__Code that builds pages__.
◆ ◆ ◆ ◆ ◆ ◆ ◆

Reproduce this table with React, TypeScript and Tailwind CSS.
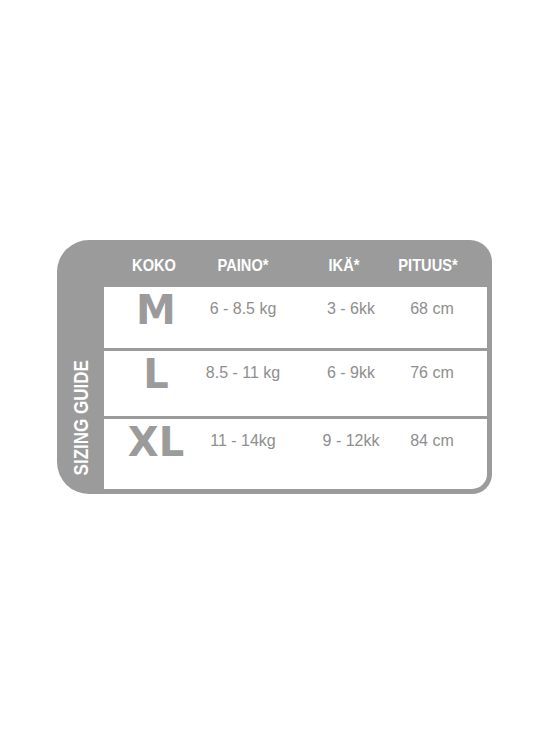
const narrow = { fontFamily: "'Liberation Sans', sans-serif" };

const rows = [
  { size: "M", weight: "6 - 8.5 kg", age: "3 - 6kk", height: "68 cm", h: "h-[64px]" },
  { size: "L", weight: "8.5 - 11 kg", age: "6 - 9kk", height: "76 cm", h: "h-[68px]" },
  { size: "XL", weight: "11 - 14kg", age: "9 - 12kk", height: "84 cm", h: "h-[70px]" },
];

const SizeRow = ({ size, weight, age, height, h }: (typeof rows)[number]) => (
  <div className={`flex items-start ${h}`}>
    <div
      className="mt-[3px] flex w-[104px] justify-center text-[40px] leading-[40px] font-bold text-[#9b9b9b]"
      style={{ fontFamily: "'DejaVu Sans', sans-serif" }}
    >
      {size}
    </div>
    <div className="mt-[12px] flex w-[70px] justify-center whitespace-nowrap text-[16px] leading-[20px] text-[#8e8e8e]">
      {weight}
    </div>
    <div className="mt-[12px] ml-[38px] flex w-[70px] justify-center whitespace-nowrap text-[16px] leading-[20px] text-[#8e8e8e]">
      {age}
    </div>
    <div className="mt-[12px] ml-[11px] flex w-[70px] justify-center whitespace-nowrap text-[16px] leading-[20px] text-[#8e8e8e]">
      {height}
    </div>
  </div>
);

export default function App() {
  return (
    <div className="min-h-[734px] w-[550px] bg-white pt-[240px] pl-[57px]" style={{ fontFamily: "'Liberation Sans', sans-serif" }}>
      <div className="flex w-[435px] flex-col overflow-hidden rounded-tl-[32px] rounded-tr-[22px] rounded-bl-[32px] rounded-br-[20px] bg-[#9b9b9b]">
        {/* header, squeezed to look condensed */}
        <div className="flex h-[47px] items-start pt-[16px] pl-[47px] text-[17px] leading-[20px] font-bold text-white" style={narrow}>
          <div className="flex w-[100px] scale-x-[0.86] justify-center">KOKO</div>
          <div className="ml-[4px] flex w-[70px] scale-x-[0.86] justify-center">PAINO*</div>
          <div className="ml-[31px] flex w-[70px] scale-x-[0.86] justify-center">IKÄ*</div>
          <div className="ml-[14px] flex w-[70px] scale-x-[0.86] justify-center">PITUUS*</div>
        </div>

        <div className="flex">
          <div className="flex w-[47px] flex-col items-center justify-end pb-[8px]">
            <span
              className="rotate-180 scale-y-[0.85] text-[20px] leading-none font-bold whitespace-nowrap text-white [writing-mode:vertical-rl]"
              style={narrow}
            >
              SIZING GUIDE
            </span>
          </div>
          <div className="mr-[5px] mb-[5px] flex flex-1 flex-col divide-y-[3px] divide-[#9b9b9b] overflow-hidden rounded-br-[15px] bg-white">
            {rows.map((r) => (
              <SizeRow key={r.size} {...r} />
            ))}
          </div>
        </div>
      </div>
    </div>
  );
}
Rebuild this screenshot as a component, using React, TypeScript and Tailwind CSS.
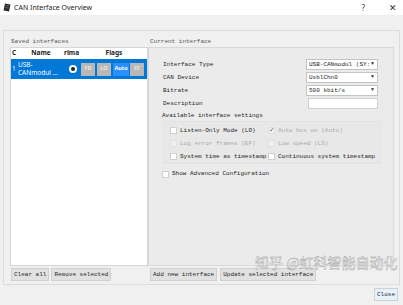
import React from 'react';

const mono = "font-['Liberation_Mono',monospace] text-[6px] leading-none text-[#1e1e1e]";
const sans = "font-['Noto_Sans','Liberation_Sans',sans-serif]";

const Combo = ({ value }: { value: string }) => (
  <div className="w-[72px] h-[11px] bg-white border border-[#c3c3c3] flex items-center justify-between pl-[2px] pr-[3px]">
    <span className="whitespace-nowrap overflow-hidden">{value}</span>
    <span className="text-[5px] text-[#333]">▼</span>
  </div>
);

const Check = ({ checked = false, disabled = false }: { checked?: boolean; disabled?: boolean }) => (
  <span
    className={`w-[7px] h-[7px] shrink-0 border flex items-center justify-center ${
      disabled ? 'border-[#e0e0e0] bg-[#f0f0f0]' : 'border-[#cfcfcf] bg-white'
    }`}
  >
    {checked && <span className="text-[7px] leading-none text-[#444]">✓</span>}
  </span>
);

const Option = ({ label, checked, disabled }: { label: string; checked?: boolean; disabled?: boolean }) => (
  <div className="flex items-center gap-[3px]">
    <Check checked={checked} disabled={disabled} />
    <span className={disabled ? 'text-[#a8a8a8]' : ''}>{label}</span>
  </div>
);

const Btn = ({ children, className = '' }: { children: React.ReactNode; className?: string }) => (
  <button className={`h-[13px] px-[2px] bg-[#e1e1e1] border border-[#d0d0d0] flex items-center ${className}`}>
    {children}
  </button>
);

const Flag = ({ text, active = false }: { text: string; active?: boolean }) => (
  <span
    className={`h-[13px] shrink-0 flex items-center justify-center text-[5.5px] font-bold ${
      active ? 'w-[16px] bg-[#2b8fff] text-white' : 'w-[14px] bg-[#b8b8b8] text-[#e6e6e6]'
    }`}
  >
    {text}
  </span>
);

export default function App() {
  return (
    <div className={`w-[403px] h-[305px] bg-[#f0f0f0] flex flex-col relative overflow-hidden ${mono}`}>
      {/* Title bar */}
      <div className={`h-[15px] bg-white flex items-center pl-[3px] pr-[6px] ${sans}`}>
        <svg width="8" height="9" viewBox="0 0 8 9" className="mr-[3px]">
          <path d="M2 0.5 L7.5 1.5 L6 8.5 L0.5 7.5 Z" fill="#2d2d2d" />
          <path d="M3 2.5 L6 3 M2.6 4.5 L5.6 5" stroke="#888" strokeWidth="0.6" />
        </svg>
        <span className="text-[7px] text-[#222]">CAN Interface Overview</span>
        <span className="ml-auto text-[8px] text-[#333] mr-[24px]">?</span>
        <span className="text-[9px] text-[#333]">✕</span>
      </div>

      <div className="pt-[15px] px-[3px]">
        {/* Outer frame */}
        <div className="h-[255px] border border-[#dcdcdc] flex pl-[6px] pr-[5px] pt-[5px]">
          {/* Saved interfaces */}
          <div className="w-[138px] flex flex-col">
            <div className="h-[11px] flex items-center pl-[1px] text-[#555]">Saved interfaces</div>
            <div className="h-[219px] bg-white border border-[#d6d6d6] flex flex-col">
              <div className={`h-[11px] flex items-center text-[6.5px] font-bold text-[#222] ${sans}`}>
                <span className="w-[7px] pl-[1px]">C</span>
                <span className="w-[46px] text-center">Name</span>
                <span className="w-[17px] overflow-hidden whitespace-nowrap">rima</span>
                <span className="flex-1 text-center">Flags</span>
              </div>
              <div className={`h-[20px] bg-[#0078d7] flex items-center text-white text-[6.5px] ${sans}`}>
                <span className="w-[7px] pl-[1px]">1</span>
                <div className="w-[46px] flex flex-col leading-[8px]">
                  <span>USB-</span>
                  <span>CANmodul ...</span>
                </div>
                <span className="w-[17px] flex justify-center">
                  <span className="w-[8px] h-[8px] rounded-full bg-white flex items-center justify-center">
                    <span className="w-[4px] h-[4px] rounded-full bg-[#222]" />
                  </span>
                </span>
                <div className="flex items-center">
                  <Flag text="FD" />
                  <span className="w-[2px]" />
                  <Flag text="LO" />
                  <span className="w-[2px]" />
                  <Flag text="Auto" active />
                  <span className="w-[1px]" />
                  <Flag text="EF" />
                </div>
              </div>
            </div>
            <div className="mt-[2px] flex gap-[2px] pl-[1px]">
              <Btn>Clear all</Btn>
              <Btn>Remove selected</Btn>
            </div>
          </div>

          {/* Current interface */}
          <div className="flex-1 flex flex-col">
            <div className="h-[11px] flex items-center pl-[2px] text-[#555]">Current interface</div>
            <div className="h-[219px] bg-[#ebebeb] border border-[#d8d8d8] pt-[10px] pl-[14px] pr-[15px] flex flex-col">
              {[
                ['Interface Type', 'USB-CANmodul (SY:'],
                ['CAN Device', 'UsblChn0'],
                ['Bitrate', '500 kbit/s'],
              ].map(([label, value]) => (
                <div key={label} className="h-[13px] flex items-center justify-between">
                  <span>{label}</span>
                  <Combo value={value} />
                </div>
              ))}
              <div className="h-[13px] flex items-center justify-between">
                <span>Description</span>
                <div className="w-[70px] h-[11px] bg-white border border-[#d0d0d0]" />
              </div>
              <div className="h-[11px] flex items-center -ml-[1px]">Available interface settings</div>
              <div className="h-[43px] mr-[-3px] border border-[#e2e2e2] bg-[#e8e8e8] pl-[6px] pt-[2px] grid grid-cols-[98px_1fr] auto-rows-[13px] items-center">
                <Option label="Listen-Only Mode (LO)" />
                <Option label="Auto bus on (Auto)" checked disabled />
                <Option label="Log error frames (EF)" disabled />
                <Option label="Low speed (LS)" disabled />
                <Option label="System time as timestamp" />
                <Option label="Continuous system timestamp" />
              </div>
              <div className="h-[12px] mt-[4px] -ml-[1px] flex items-center">
                <Option label="Show Advanced Configuration" />
              </div>
            </div>
            <div className="mt-[2px] flex gap-[3px] pl-[2px]">
              <Btn>Add new interface</Btn>
              <Btn>Update selected interface</Btn>
            </div>
          </div>
        </div>

        <div className="flex justify-end pr-[2px] mt-[3px]">
          <Btn className="h-[12px] border-[#0078d7] bg-[#e5f1fb]">Close</Btn>
        </div>
      </div>

      {/* Watermark */}
      <div className="absolute left-[255px] top-[255px] text-[14px] leading-none font-['Noto_Sans_CJK_SC',sans-serif] text-white/80 [-webkit-text-stroke:0.4px_#999999] whitespace-nowrap">
        知乎 @虹科智能自动化
      </div>
    </div>
  );
}
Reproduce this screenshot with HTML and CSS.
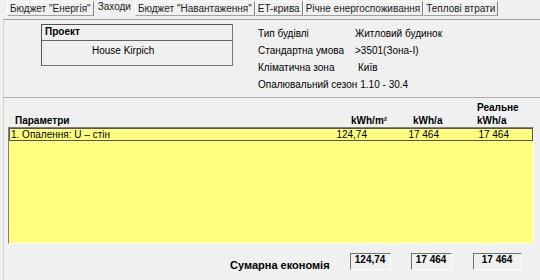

◆ ◆ ◆ ◆ ◆ ◆ ◆

__THE EXERCISE__. In the data above, tally the lines holding "React" and answer with the figure only.

__OUTPUT FOR THIS TASK__. 4